Understanding Impulse Spending
Impulse spending occurs when individuals make unplanned purchases driven by emotions or immediate desires rather than rational decision-making. Teens are particularly susceptible due to their developing prefrontal cortex, which affects impulse control. Recognizing the triggers of impulse buying is the first step toward managing it effectively.
Behavioral Economics Techniques
1. Implementation Intentions
This technique involves helping teens plan ahead by setting specific rules about their spending. For example, “I will only spend money on items I have saved for” or “I will wait 24 hours before making a purchase.” Creating these mental “if-then” plans increases the likelihood of resisting impulsive urges.
2. Visual Reminders and Cues
Using visual cues, such as a list of financial goals or a reminder of the consequences of overspending, can influence decision-making. Placing these cues in visible areas encourages teens to consider their long-term objectives before making purchases.
3. Mental Accounting
Encouraging teens to allocate money into separate “accounts” or categories—such as savings, essentials, and entertainment—can help them prioritize spending. When teens see their funds divided, they are more likely to make deliberate choices aligned with their goals.

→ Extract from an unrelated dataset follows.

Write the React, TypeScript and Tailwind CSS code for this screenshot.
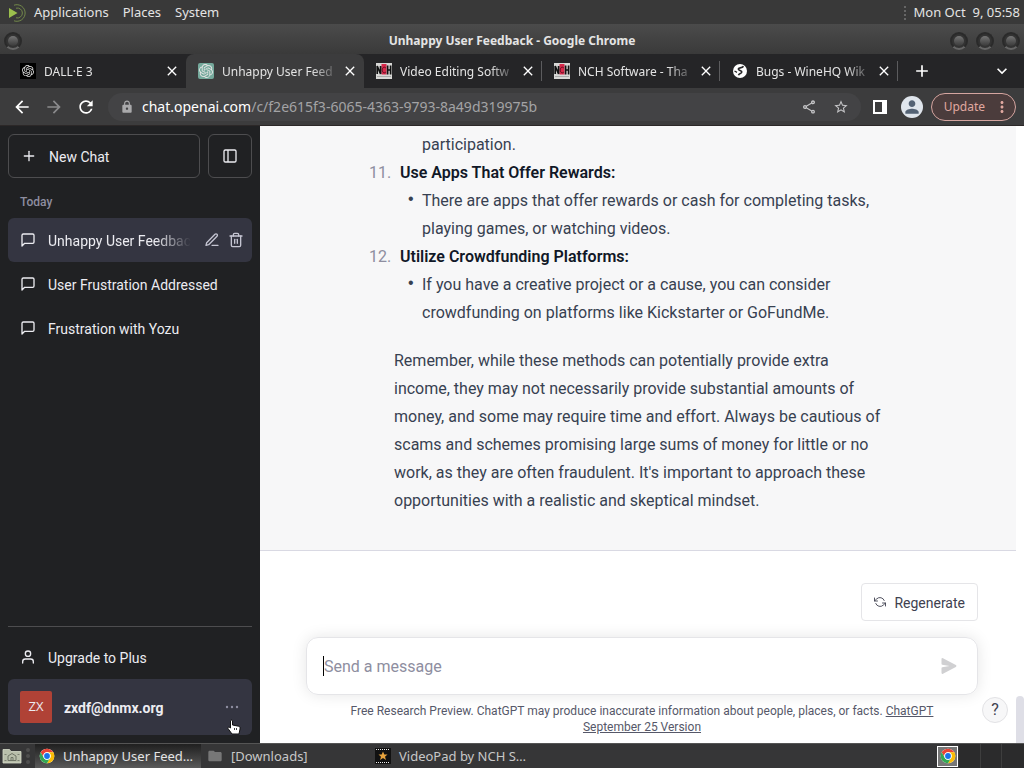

Practical Strategies for Implementation
- Encourage teens to create a budget before shopping.
- Promote the use of cash instead of credit cards to limit spending.
- Set up regular check-ins to review spending habits and progress toward financial goals.
- Teach mindfulness techniques to increase awareness of emotional triggers.
By applying these behavioral economics techniques, teens can develop healthier spending habits, reduce impulsive purchases, and build a stronger foundation for financial responsibility. Educators and parents play a vital role in supporting this learning process through guidance and reinforcement.